§ **COLLECTED MATERIAL**:
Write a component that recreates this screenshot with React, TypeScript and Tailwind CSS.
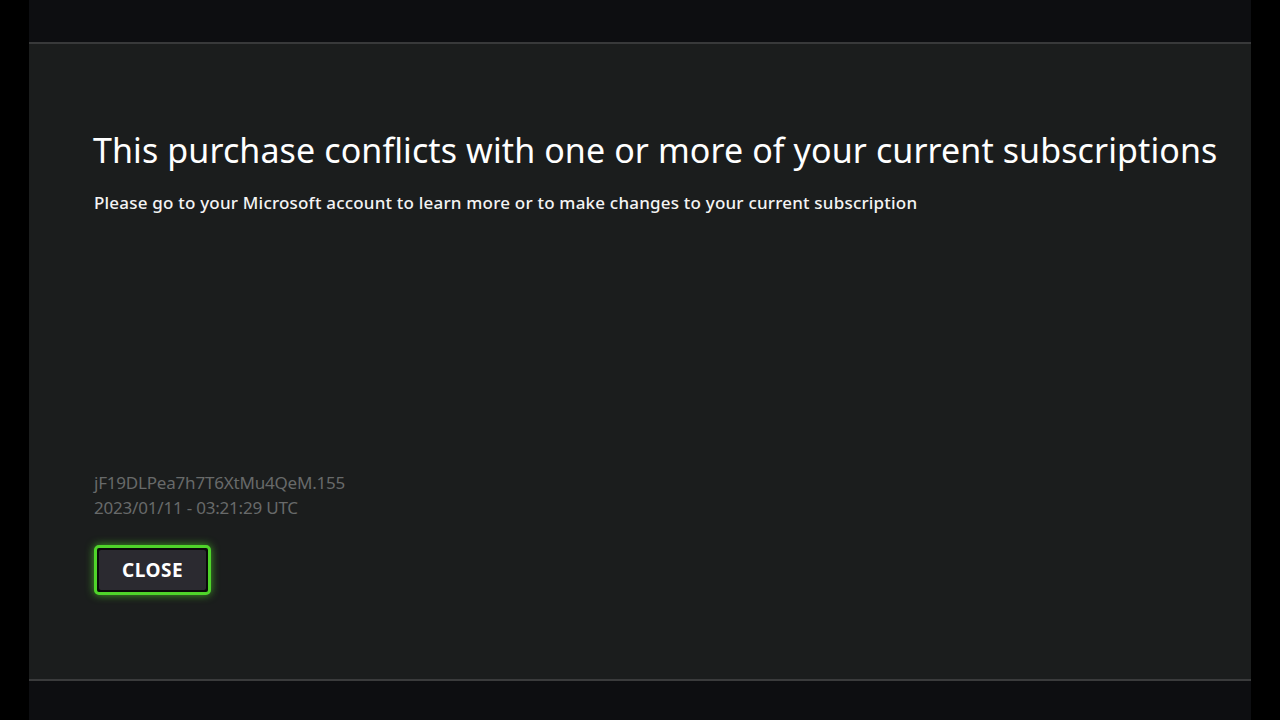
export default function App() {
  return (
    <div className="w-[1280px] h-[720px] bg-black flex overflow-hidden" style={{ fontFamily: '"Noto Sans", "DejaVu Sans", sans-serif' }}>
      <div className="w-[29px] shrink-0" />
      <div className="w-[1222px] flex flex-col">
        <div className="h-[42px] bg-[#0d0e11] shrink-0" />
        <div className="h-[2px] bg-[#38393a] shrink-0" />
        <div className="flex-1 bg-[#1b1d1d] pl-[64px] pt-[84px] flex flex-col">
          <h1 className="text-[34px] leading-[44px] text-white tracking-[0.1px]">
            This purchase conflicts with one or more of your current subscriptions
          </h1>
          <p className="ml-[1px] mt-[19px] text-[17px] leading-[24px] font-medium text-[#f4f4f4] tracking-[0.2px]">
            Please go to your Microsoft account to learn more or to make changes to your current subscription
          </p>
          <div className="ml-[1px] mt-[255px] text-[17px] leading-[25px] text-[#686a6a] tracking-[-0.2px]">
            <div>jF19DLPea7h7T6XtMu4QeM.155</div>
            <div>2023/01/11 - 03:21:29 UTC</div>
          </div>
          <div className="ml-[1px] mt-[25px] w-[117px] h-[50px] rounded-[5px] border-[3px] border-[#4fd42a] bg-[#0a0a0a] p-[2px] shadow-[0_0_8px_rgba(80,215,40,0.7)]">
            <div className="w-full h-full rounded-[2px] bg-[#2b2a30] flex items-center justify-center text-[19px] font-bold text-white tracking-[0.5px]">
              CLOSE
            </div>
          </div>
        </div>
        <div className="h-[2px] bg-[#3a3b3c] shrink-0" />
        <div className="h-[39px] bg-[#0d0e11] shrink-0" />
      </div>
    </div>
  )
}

§ **PROBLEM STATEMENT**: Reproduce all of the data exactly; the pictures do not belong in the copy.

§ **EXERCISE RESPONSE**:
Write a component that recreates this screenshot with React, TypeScript and Tailwind CSS.
export default function App() {
  return (
    <div className="w-[1280px] h-[720px] bg-black flex overflow-hidden" style={{ fontFamily: '"Noto Sans", "DejaVu Sans", sans-serif' }}>
      <div className="w-[29px] shrink-0" />
      <div className="w-[1222px] flex flex-col">
        <div className="h-[42px] bg-[#0d0e11] shrink-0" />
        <div className="h-[2px] bg-[#38393a] shrink-0" />
        <div className="flex-1 bg-[#1b1d1d] pl-[64px] pt-[84px] flex flex-col">
          <h1 className="text-[34px] leading-[44px] text-white tracking-[0.1px]">
            This purchase conflicts with one or more of your current subscriptions
          </h1>
          <p className="ml-[1px] mt-[19px] text-[17px] leading-[24px] font-medium text-[#f4f4f4] tracking-[0.2px]">
            Please go to your Microsoft account to learn more or to make changes to your current subscription
          </p>
          <div className="ml-[1px] mt-[255px] text-[17px] leading-[25px] text-[#686a6a] tracking-[-0.2px]">
            <div>jF19DLPea7h7T6XtMu4QeM.155</div>
            <div>2023/01/11 - 03:21:29 UTC</div>
          </div>
          <div className="ml-[1px] mt-[25px] w-[117px] h-[50px] rounded-[5px] border-[3px] border-[#4fd42a] bg-[#0a0a0a] p-[2px] shadow-[0_0_8px_rgba(80,215,40,0.7)]">
            <div className="w-full h-full rounded-[2px] bg-[#2b2a30] flex items-center justify-center text-[19px] font-bold text-white tracking-[0.5px]">
              CLOSE
            </div>
          </div>
        </div>
        <div className="h-[2px] bg-[#3a3b3c] shrink-0" />
        <div className="h-[39px] bg-[#0d0e11] shrink-0" />
      </div>
    </div>
  )
}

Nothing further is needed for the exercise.